In most years, the Department of Defense provides a 30-year shipbuilding plan to the Congress. The plan details the ships that the Navy expects to procure, along with an estimate of the costs of procuring those ships. The Congressional Budget Office is directed by law to provide an independent assessment of the costs of the Navy’s plan.

CBO’s estimate of the costs of the Navy’s shipbuilding plan typically exceeds the Navy’s estimate. One reason is that when the Navy estimates the cost to build a ship in the future that is identical to one already built, it assumes that construction costs—in constant dollars—do not change. But the costs of labor and materials used in building naval ships have tended to grow faster than the costs of other goods and services in the economy. CBO accounts for that difference by comparing past increases in costs of building naval ships (that is, shipbuilding inflation)—using the Navy’s shipbuilding composite index (SCI), which has existed in its current form since 1980—with increases in costs of other goods and services in the economy (that is, economywide inflation), as measured by the gross domestic product (GDP) deflator. The agency regards the difference between shipbuilding inflation and economywide inflation as growth in the constant-dollar cost of building naval ships.

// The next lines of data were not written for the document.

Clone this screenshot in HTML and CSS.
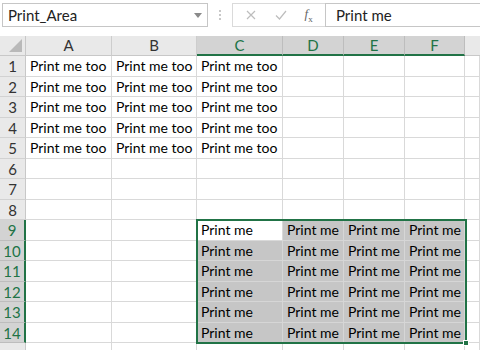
FILE: index.html
```html
<!DOCTYPE html>
<html>
<head>
<meta charset="utf-8">
<link rel="stylesheet" href="styles.css">
</head>
<body>
<div class="app">
  <div class="topbar">
    <div class="namebox">
      <span class="nametext">Print_Area</span>
      <svg class="caret" width="8" height="5" viewBox="0 0 8 5"><path d="M0 0h8L4 5z" fill="#8a8a8a"/></svg>
    </div>
    <div class="sep"><span></span><span></span><span></span></div>
    <div class="fbtns">
      <svg width="12" height="12" viewBox="0 0 12 12"><path d="M2 2l8 8M10 2l-8 8" stroke="#bdbdbd" stroke-width="1.2"/></svg>
      <svg width="14" height="12" viewBox="0 0 14 12"><path d="M2 6.5l3.5 3.5L12 2" stroke="#bdbdbd" stroke-width="1.2" fill="none"/></svg>
      <span class="fx"><i>f</i><sub>x</sub></span>
    </div>
    <div class="formula">Print me</div>
  </div>
  <div class="sheet">
    <div class="corner"><span class="tri"></span></div>
    <div class="ch">A</div><div class="ch">B</div><div class="ch sel">C</div><div class="ch sel">D</div><div class="ch sel">E</div><div class="ch sel">F</div><div class="ch last"></div>

    <div class="rh">1</div><div class="c">Print me too</div><div class="c">Print me too</div><div class="c">Print me too</div><div class="c"></div><div class="c"></div><div class="c"></div><div class="c"></div>
    <div class="rh">2</div><div class="c">Print me too</div><div class="c">Print me too</div><div class="c">Print me too</div><div class="c"></div><div class="c"></div><div class="c"></div><div class="c"></div>
    <div class="rh">3</div><div class="c">Print me too</div><div class="c">Print me too</div><div class="c">Print me too</div><div class="c"></div><div class="c"></div><div class="c"></div><div class="c"></div>
    <div class="rh">4</div><div class="c">Print me too</div><div class="c">Print me too</div><div class="c">Print me too</div><div class="c"></div><div class="c"></div><div class="c"></div><div class="c"></div>
    <div class="rh">5</div><div class="c">Print me too</div><div class="c">Print me too</div><div class="c">Print me too</div><div class="c"></div><div class="c"></div><div class="c"></div><div class="c"></div>
    <div class="rh">6</div><div class="c"></div><div class="c"></div><div class="c"></div><div class="c"></div><div class="c"></div><div class="c"></div><div class="c"></div>
    <div class="rh">7</div><div class="c"></div><div class="c"></div><div class="c"></div><div class="c"></div><div class="c"></div><div class="c"></div><div class="c"></div>
    <div class="rh">8</div><div class="c"></div><div class="c"></div><div class="c"></div><div class="c"></div><div class="c"></div><div class="c"></div><div class="c"></div>
    <div class="rh sel">9</div><div class="c"></div><div class="c"></div><div class="c act">Print me</div><div class="c s">Print me</div><div class="c s">Print me</div><div class="c s">Print me</div><div class="c"></div>
    <div class="rh sel">10</div><div class="c"></div><div class="c"></div><div class="c s">Print me</div><div class="c s">Print me</div><div class="c s">Print me</div><div class="c s">Print me</div><div class="c"></div>
    <div class="rh sel">11</div><div class="c"></div><div class="c"></div><div class="c s">Print me</div><div class="c s">Print me</div><div class="c s">Print me</div><div class="c s">Print me</div><div class="c"></div>
    <div class="rh sel">12</div><div class="c"></div><div class="c"></div><div class="c s">Print me</div><div class="c s">Print me</div><div class="c s">Print me</div><div class="c s">Print me</div><div class="c"></div>
    <div class="rh sel">13</div><div class="c"></div><div class="c"></div><div class="c s">Print me</div><div class="c s">Print me</div><div class="c s">Print me</div><div class="c s">Print me</div><div class="c"></div>
    <div class="rh sel">14</div><div class="c"></div><div class="c"></div><div class="c s">Print me</div><div class="c s">Print me</div><div class="c s">Print me</div><div class="c s">Print me</div><div class="c"></div>
    <div class="rh"></div><div class="c"></div><div class="c"></div><div class="c"></div><div class="c"></div><div class="c"></div><div class="c"></div><div class="c"></div>

    <div class="selection"><span class="handle"></span></div>
  </div>
</div>
</body>
</html>
```
FILE: styles.css
```css
* { box-sizing: border-box; }
html, body { margin: 0; padding: 0; background: #fff; }
body { width: 480px; height: 350px; overflow: hidden; font-family: Lato, "Liberation Sans", sans-serif; color: #000; }
.app { width: 480px; height: 350px; overflow: hidden; }

.topbar { height: 36px; display: flex; align-items: flex-start; padding-top: 3px; background: #fff; }
.namebox { margin-left: 2px; width: 206px; height: 24px; border: 1px solid #c6c6c6; background: #fff; display: flex; align-items: center; justify-content: space-between; padding: 0 5px 0 5px; }
.nametext { font-size: 15px; color: #222; }
.caret { margin-top: 1px; }
.sep { width: 24px; height: 24px; display: flex; flex-direction: column; align-items: center; justify-content: center; gap: 2px; }
.sep span { width: 2px; height: 2px; background: #c8c8c8; display: block; }
.fbtns { width: 93px; height: 24px; border: 1px solid #dadada; border-right: none; display: flex; align-items: center; justify-content: space-around; padding: 0 4px 0 4px; background: #fff; }
.fx { font-family: "Liberation Serif", serif; font-size: 13px; color: #666; }
.fx sub { font-size: 9px; }
.formula { flex: 1; height: 24px; border: 1px solid #c6c6c6; border-right: none; font-size: 15px; padding-left: 10px; line-height: 22px; color: #222; }

.sheet { position: relative; display: grid; grid-template-columns: 26px 86px 85px 86px 61px 61px 60px 1fr; grid-template-rows: 20px; grid-auto-rows: 20.5px; font-size: 14px; }
.corner { background: #e9e9e9; border-right: 1px solid #c8c8c8; border-bottom: 1px solid #c8c8c8; position: relative; }
.tri { position: absolute; right: 3px; bottom: 3px; width: 0; height: 0; border-left: 13px solid transparent; border-bottom: 13px solid #b9b9b9; }
.ch { background: #e9e9e9; border-right: 1px solid #cdcdcd; border-bottom: 1px solid #c8c8c8; text-align: center; color: #333; line-height: 19px; font-size: 15px; }
.ch.sel { background: #d3d3d3; color: #217346; border-bottom: 2px solid #217346; border-right-color: #bdbdbd; }
.ch.last { border-right: none; }
.rh { background: #e9e9e9; border-right: 1px solid #c8c8c8; border-bottom: 1px solid #d2d2d2; text-align: center; color: #333; line-height: 20px; font-size: 15px; }
.rh.sel { background: #d3d3d3; color: #217346; border-right: 2px solid #217346; border-bottom-color: #bdbdbd; }
.c { border-right: 1px solid #d9d9d9; border-bottom: 1px solid #d9d9d9; padding-left: 4px; white-space: nowrap; overflow: hidden; line-height: 20px; }
.c.s { background: #c6c6c6; border-color: #d6d6d6; }
.c.act { background: #fff; }

.selection { position: absolute; left: 196px; top: 183px; width: 271px; height: 125px; border: 2px solid #217346; pointer-events: none; }
.handle { position: absolute; right: -4px; bottom: -4px; width: 6px; height: 6px; background: #217346; border: 1px solid #fff; }
```
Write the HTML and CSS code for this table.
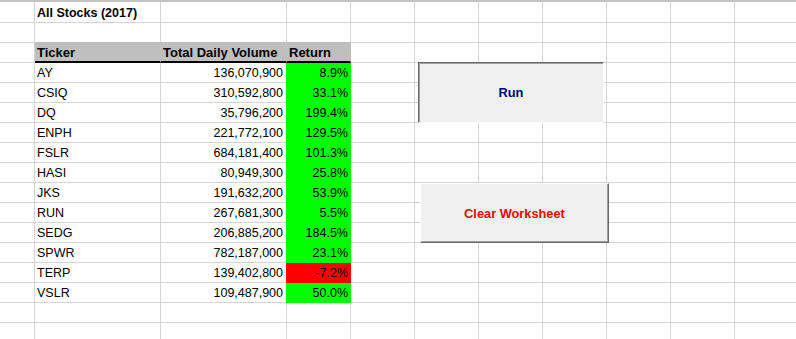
FILE: index.html
```html
<!DOCTYPE html>
<html lang="en">
<head>
<meta charset="utf-8">
<title>All Stocks (2017)</title>
<link rel="stylesheet" href="styles.css">
</head>
<body>
<div class="page">
  <div class="sheet">
    <div class="c"></div><div class="c t">All Stocks (2017)</div><div class="c"></div><div class="c"></div><div class="c rest"></div>
    <div class="c"></div><div class="c hg"></div><div class="c hg"></div><div class="c hg"></div><div class="c rest"></div>
    <div class="c"></div><div class="c h">Ticker</div><div class="c h">Total Daily Volume</div><div class="c h">Return</div><div class="c rest"></div>

    <div class="c"></div><div class="c">AY</div><div class="c n">136,070,900</div><div class="c g">8.9%</div><div class="c rest"></div>
    <div class="c"></div><div class="c">CSIQ</div><div class="c n">310,592,800</div><div class="c g">33.1%</div><div class="c rest"></div>
    <div class="c"></div><div class="c">DQ</div><div class="c n">35,796,200</div><div class="c g">199.4%</div><div class="c rest"></div>
    <div class="c"></div><div class="c">ENPH</div><div class="c n">221,772,100</div><div class="c g">129.5%</div><div class="c rest"></div>
    <div class="c"></div><div class="c">FSLR</div><div class="c n">684,181,400</div><div class="c g">101.3%</div><div class="c rest"></div>
    <div class="c"></div><div class="c">HASI</div><div class="c n">80,949,300</div><div class="c g">25.8%</div><div class="c rest"></div>
    <div class="c"></div><div class="c">JKS</div><div class="c n">191,632,200</div><div class="c g">53.9%</div><div class="c rest"></div>
    <div class="c"></div><div class="c">RUN</div><div class="c n">267,681,300</div><div class="c g">5.5%</div><div class="c rest"></div>
    <div class="c"></div><div class="c">SEDG</div><div class="c n">206,885,200</div><div class="c g">184.5%</div><div class="c rest"></div>
    <div class="c"></div><div class="c">SPWR</div><div class="c n">782,187,000</div><div class="c g">23.1%</div><div class="c rest"></div>
    <div class="c"></div><div class="c">TERP</div><div class="c n">139,402,800</div><div class="c r">-7.2%</div><div class="c rest"></div>
    <div class="c"></div><div class="c">VSLR</div><div class="c n">109,487,900</div><div class="c g">50.0%</div><div class="c rest"></div>

    <div class="c"></div><div class="c"></div><div class="c"></div><div class="c"></div><div class="c rest"></div>
    <div class="c"></div><div class="c"></div><div class="c"></div><div class="c"></div><div class="c rest"></div>
  </div>

  <div class="btn run">Run</div>
  <div class="btn clear">Clear Worksheet</div>
</div>
</body>
</html>
```

FILE: styles.css
```css
html, body {
  margin: 0;
  padding: 0;
  background: #ffffff;
}

body {
  font-family: "Liberation Sans", Arial, sans-serif;
  font-size: 12.5px;
  color: #000000;
}

.page {
  position: relative;
  width: 796px;
  height: 339px;
  overflow: hidden;
}

.sheet {
  display: grid;
  grid-template-columns: 35px 126px 126px 64px 1fr;
  grid-template-rows: 21px;
  grid-auto-rows: 20px;
  border-top: 2px solid #c2c2c2;
}

.c {
  box-sizing: border-box;
  border-right: 1px solid #d4d4d4;
  border-bottom: 1px solid #d4d4d4;
  display: flex;
  align-items: flex-end;
  padding: 0 2px 2px 2px;
  line-height: 14px;
  white-space: nowrap;
  min-width: 0;
}

.t {
  font-weight: bold;
  overflow: visible;
  padding-bottom: 2px;
}

.hg {
  border-bottom-color: #bfbfbf;
}

.h {
  background: #bfbfbf;
  border-right-color: #bfbfbf;
  border-bottom: 2px solid #000000;
  font-weight: bold;
  font-size: 13px;
  padding-bottom: 1px;
}

.n {
  justify-content: flex-end;
  padding-right: 3px;
}

.g,
.r {
  margin-left: -1px;
  justify-content: flex-end;
  padding-right: 2px;
}

.g {
  background: #00ff00;
  border-color: #00ff00;
}

.r {
  background: #ff0000;
  border-color: #ff0000;
}

.rest {
  border-right: none;
  background: repeating-linear-gradient(to right, transparent 0, transparent 63px, #d4d4d4 63px, #d4d4d4 64px);
}

.btn {
  position: absolute;
  box-sizing: border-box;
  background: #f0f0f0;
  display: flex;
  align-items: center;
  justify-content: center;
  font-weight: bold;
  font-size: 12.8px;
}

.run {
  left: 418px;
  top: 62px;
  width: 186px;
  height: 61px;
  border-top: 1px solid #696969;
  border-left: 1px solid #696969;
  border-right: 1px solid #ffffff;
  border-bottom: 1px solid #ffffff;
  box-shadow: inset 1px 1px 0 #a0a0a0;
  color: #000080;
}

.clear {
  left: 420px;
  top: 183px;
  width: 189px;
  height: 60px;
  border-top: 1px solid #ffffff;
  border-left: 1px solid #ffffff;
  border-right: 1px solid #696969;
  border-bottom: 1px solid #696969;
  box-shadow: inset -1px -1px 0 #a0a0a0;
  color: #ff0000;
}
```
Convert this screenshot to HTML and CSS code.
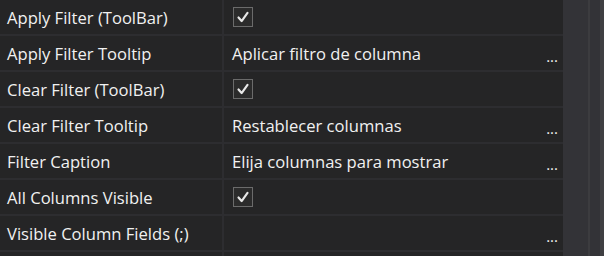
FILE: index.html
```html
<!DOCTYPE html>
<html>
	<head>
		<title>Properties</title>
		<link rel="stylesheet" href="styles.css">
	</head>
	<body>
		<div class="panel">
			<div class="grid">
				<div class="name">Apply Filter (ToolBar)</div>
				<div class="value"><span class="check"><svg viewBox="0 0 20 20"><path d="M5 10.5 L8.5 14.5 L15 5.5"/></svg></span></div>

				<div class="name">Apply Filter Tooltip</div>
				<div class="value"><span class="text">Aplicar filtro de columna</span><span class="more">...</span></div>

				<div class="name">Clear Filter (ToolBar)</div>
				<div class="value"><span class="check"><svg viewBox="0 0 20 20"><path d="M5 10.5 L8.5 14.5 L15 5.5"/></svg></span></div>

				<div class="name">Clear Filter Tooltip</div>
				<div class="value"><span class="text">Restablecer columnas</span><span class="more">...</span></div>

				<div class="name">Filter Caption</div>
				<div class="value"><span class="text">Elija columnas para mostrar</span><span class="more">...</span></div>

				<div class="name">All Columns Visible</div>
				<div class="value"><span class="check"><svg viewBox="0 0 20 20"><path d="M5 10.5 L8.5 14.5 L15 5.5"/></svg></span></div>

				<div class="name">Visible Column Fields (;)</div>
				<div class="value"><span class="text"></span><span class="more">...</span></div>

				<div class="name"></div>
				<div class="value"></div>
			</div>
			<div class="scroll">
				<div class="track"></div>
				<div class="edge"></div>
			</div>
		</div>
	</body>
</html>
```

FILE: styles.css
```css
html, body {padding: 0px; margin: 0px; background: #2d2d30;}
body {width: 604px; height: 256px; overflow: hidden; font-family: "Open Sans", "Noto Sans", sans-serif; font-size: 16.6px; color: #f1f1f1;}
.panel {display: flex; height: 256px; overflow: hidden;}
.grid {display: grid; grid-template-columns: 222px 341px; grid-auto-rows: 34px; column-gap: 2px; row-gap: 2px; background: #2d2d30; width: 563px;}
.name, .value {background: #252526; display: flex; align-items: center;}
.name {padding-left: 7px;}
.value {padding-left: 8px; padding-right: 7px; justify-content: space-between;}
.check {display: block; width: 18px; height: 18px; border: 1px solid #6b6b6b; background: #2b2b2b; margin-left: 1px;}
.check svg {display: block; width: 18px; height: 18px; fill: none; stroke: #e8e8e8; stroke-width: 2.4; stroke-linecap: round; stroke-linejoin: round;}
.more {align-self: flex-end; padding-bottom: 9px; line-height: 10px; font-size: 15px;}
.scroll {display: flex; flex: 1;}
.track {width: 25px; background: #333337; border-right: 2px solid #3c3c3f;}
.edge {flex: 1; background: #333337; border-right: 4px solid #3f3f42;}
```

The SCI is divided into numerous categories and sub­categories. Those individual components can have different annual rates of change. In this report, CBO describes how the differences between the largest categories of the SCI and the GDP deflator have changed over time. On average, all the major components have grown more quickly than the GDP deflator has. All told, between 1980 and 2022, the SCI grew an average of 1.2 percentage points faster per year than the GDP deflator did, although the average difference between 2015 and 2022 was 0.4 percentage points. Looking ahead, a gap between the SCI and the GDP deflator of roughly 1 percentage point would be consistent with historical experience, in CBO’s assessment.